In a sense, Wyler’s career, as it reflects the work of many successful directors in the studio system also illuminates the role of the Hollywood director vis-à-vis the question of film authorship. As film scholar C. Paul Sellors recently pointed out, “authorship is a problem in film studies that simply will not go away.” Footnote 80 The concept of the filmmaker as an auteur, introduced in the 1950s by French film critics André Bazin and François Truffaut, helped elevate cinema to the level of art by creating a causal connection between the motion picture and the worldview of an artist-creator. Placing emphasis on mise en scène, style, and thematic consistency, film critics could assert that some directors express an individual vision via their cinematic body of work. Yet, while the “auteur theory,” as it has come to be known, turned into “common wisdom” in our understanding of popular culture, as Barry Keith Grant explains, its implied rigidity “opened the floodgates of critical scorn.” Footnote 81 One common charge is that by stressing the director-film connection, the theory fails to account for the collaborative nature of filmmaking and the contribution of other creative agents like writers, actors, cinematographers, or, regarding the studio system specifically, corporate decision makers. Footnote 82
In an attempt to overcome this problem, several film scholars have recently advocated for a structural approach to the study of authorship. According to this model, as Peter Hutchings clarifies, film authorship does not necessarily entail “an act of personal artistic expression,” which is “detectable by a critic,” but is instead “concerned with the film maker’s position within the industry, with status, control and influence.” Footnote 83 That is to say, the position of an auteur is derived here not from film content, but from the institutional context of film production. The identity of a film author can only be deduced from a methodical understanding of how a film was made, an understanding that could reveal the creative agent who exerted the most control over the production process. Laying the groundwork for a “collaborative analysis” of film authorship, Robert L. Carringer suggests one has to begin any critical review by temporarily suspending any notion of “single author primacy” in order “to appraise constituent claims to a [film’s] authorship.” Only after assessing the conditions of production and the contribution of other agents can one identify the “primary author” of the picture. Footnote 84
Indeed, enjoying a high level of autonomy as well as embracing an overall conformist, semimanagerial responsibility toward the fruit of their labors, directors developed a unique institutional relationship to the means of production within the Hollywood studio system. As Wyler’s interaction with his superiors entails, if they adapted to industry norms, directors were accorded the primary position within the cinematic production process, the position from which they held the greatest amount of influence on any particular film. That is not to say all directors in the studio systems were auteurs. Rather, for those who understood how to harness their creativity to the apparatus, Hollywood offered a space for authorship. In other words, while reorganizing film production in the 1920s and redesigning it for efficiency, the studios also created structural conditions for film authorship. Skillful directors, such as Wyler, learned how to work within these conditions, thus developing workplace “practices of authorship.” Footnote 85 They became system-made auteurs. In fact, the industrial positions of directors within the system and their influential status during the crucial shooting stage were in large part what enabled future critics to mark the director as the creative genius of cinema.
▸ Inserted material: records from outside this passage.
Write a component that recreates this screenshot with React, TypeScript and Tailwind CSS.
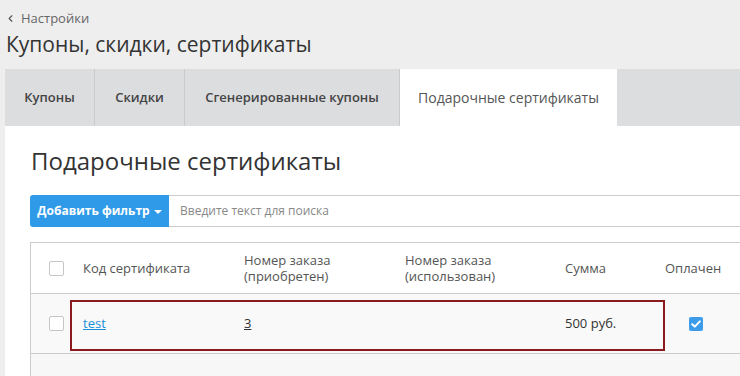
import { ChevronLeft } from 'lucide-react'

const tabs = ['Купоны', 'Скидки', 'Сгенерированные купоны']

export default function App() {
  return (
    <div className="w-[740px] h-[376px] overflow-hidden bg-[#eeeeee] font-['Open_Sans',sans-serif]">
      <div className="pl-[5px] pt-[9px]">
        <div className="flex items-center gap-[5px] text-[13px] leading-[18px] text-[#666666]">
          <ChevronLeft size={11} strokeWidth={2.5} className="text-[#555555]" />
          <span>Настройки</span>
        </div>
        <h1 className="mt-[2px] pl-[1px] text-[21px] leading-[30px] text-[#333333]">Купоны, скидки, сертификаты</h1>
      </div>

      <div className="ml-[5px] mt-[10px] w-[800px]">
        <div className="flex h-[57px] bg-[#dcdddf]">
          {tabs.map((t, i) => (
            <div
              key={t}
              className={`flex items-center justify-center text-[13px] font-semibold text-[#444444] border-r border-[#c9cacc] ${i === 2 ? 'w-[215px]' : 'w-[90px]'}`}
            >
              {t}
            </div>
          ))}
          <div className="flex w-[217px] items-center justify-center bg-white text-[14px] text-[#555555]">
            Подарочные сертификаты
          </div>
        </div>

        <div className="bg-white pl-[25px] pt-[20px] h-[260px]">
          <h2 className="text-[24px] leading-[30px] text-[#333333] pl-[1px]">Подарочные сертификаты</h2>

          <div className="mt-[19px] flex h-[32px]">
            <button className="flex w-[139px] items-center justify-center gap-[4px] rounded-l-[3px] bg-[#2f9ae8] text-[12px] font-bold text-white">
              Добавить фильтр
              <span className="mt-[1px] border-x-[4px] border-t-[4px] border-x-transparent border-t-white" />
            </button>
            <div className="flex flex-1 items-center border-y border-r border-[#cccccc] pl-[11px] text-[12px] text-[#888888]">
              Введите текст для поиска
            </div>
          </div>

          <div className="relative mt-[15px] border-t border-l border-[#cccccc]">
            <div className="flex h-[51px] items-center border-b border-[#cccccc] text-[13px] leading-[16px] text-[#555555]">
              <div className="w-[52px] pl-[18px]">
                <span className="block h-[15px] w-[15px] rounded-[2px] border border-[#c6c6c6] bg-white" />
              </div>
              <div className="w-[161px]">Код сертификата</div>
              <div className="w-[161px]">Номер заказа<br />(приобретен)</div>
              <div className="w-[160px]">Номер заказа<br />(использован)</div>
              <div className="w-[100px]">Сумма</div>
              <div>Оплачен</div>
            </div>
            <div className="flex h-[60px] items-center border-b border-[#cccccc] bg-[#f9f9f9] text-[13px] text-[#333333]">
              <div className="w-[52px] pl-[18px]">
                <span className="block h-[15px] w-[15px] rounded-[2px] border border-[#c6c6c6] bg-white" />
              </div>
              <div className="w-[161px]">
                <a className="text-[#1a8fd9] underline">test</a>
              </div>
              <div className="w-[161px]">
                <span className="underline">3</span>
              </div>
              <div className="w-[160px]" />
              <div className="w-[100px]">500 руб.</div>
              <div className="pl-[24px]">
                <span className="flex h-[14px] w-[14px] items-center justify-center rounded-[2px] bg-[#3d9cea]">
                  <svg width="10" height="8" viewBox="0 0 10 8">
                    <path d="M1.2 4.2 L3.8 6.6 L8.8 1.4" fill="none" stroke="white" strokeWidth="2" strokeLinecap="round" strokeLinejoin="round" />
                  </svg>
                </span>
              </div>
            </div>
            <div className="h-[30px] bg-[#f7f7f7]" />
            <div className="absolute left-[39px] top-[57px] h-[51px] w-[595px] border-2 border-[#8b1a1e]" />
          </div>
        </div>
      </div>
    </div>
  )
}
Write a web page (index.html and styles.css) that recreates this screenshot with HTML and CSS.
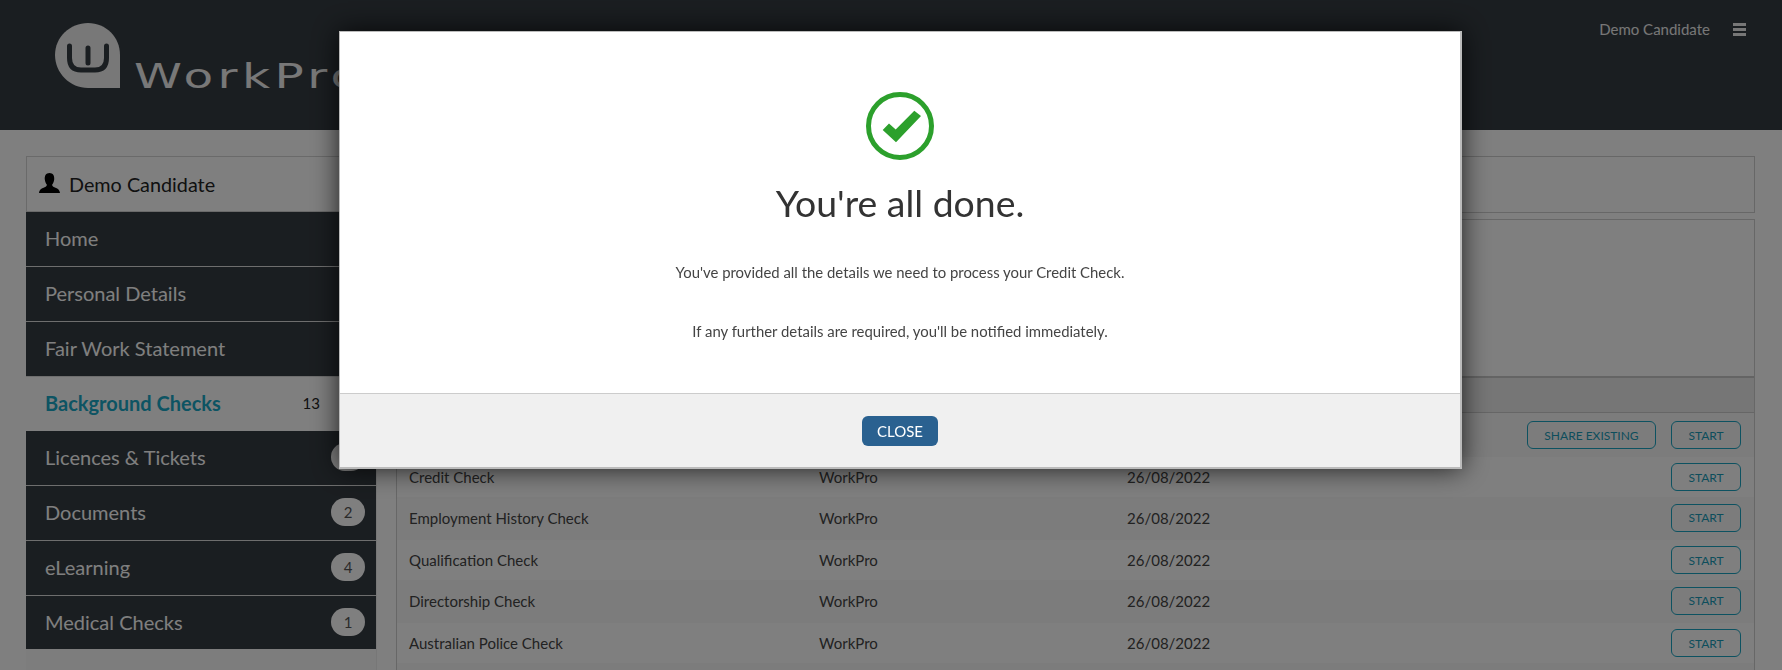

However unique they were, directors were not the only ones who developed a distinguished professional way of being in the American film industry. The structured work routine of the Hollywood studios cultivated a cohort of workers adept at functioning in this highly standardized environment of creative production. These workers, directors like Wyler but also actors such as Crawford and Cagney, screenwriters, cinematographers, editors, and so forth emerged as a new class: they were wage laborers with exorbitant salaries, artists subject to budgets and supervision, stars bound by contracts. They all developed ambivalent workplace identities, suitable for an environment that demands artistic expression as well as efficiency. In their own way, they redefined the idea of “the artist” or “the auteur” in the twentieth century while also stretching the category of labor. Working in Hollywood, these people played a meaningful role in American labor history, one that should be studied alongside their contribution to the screen.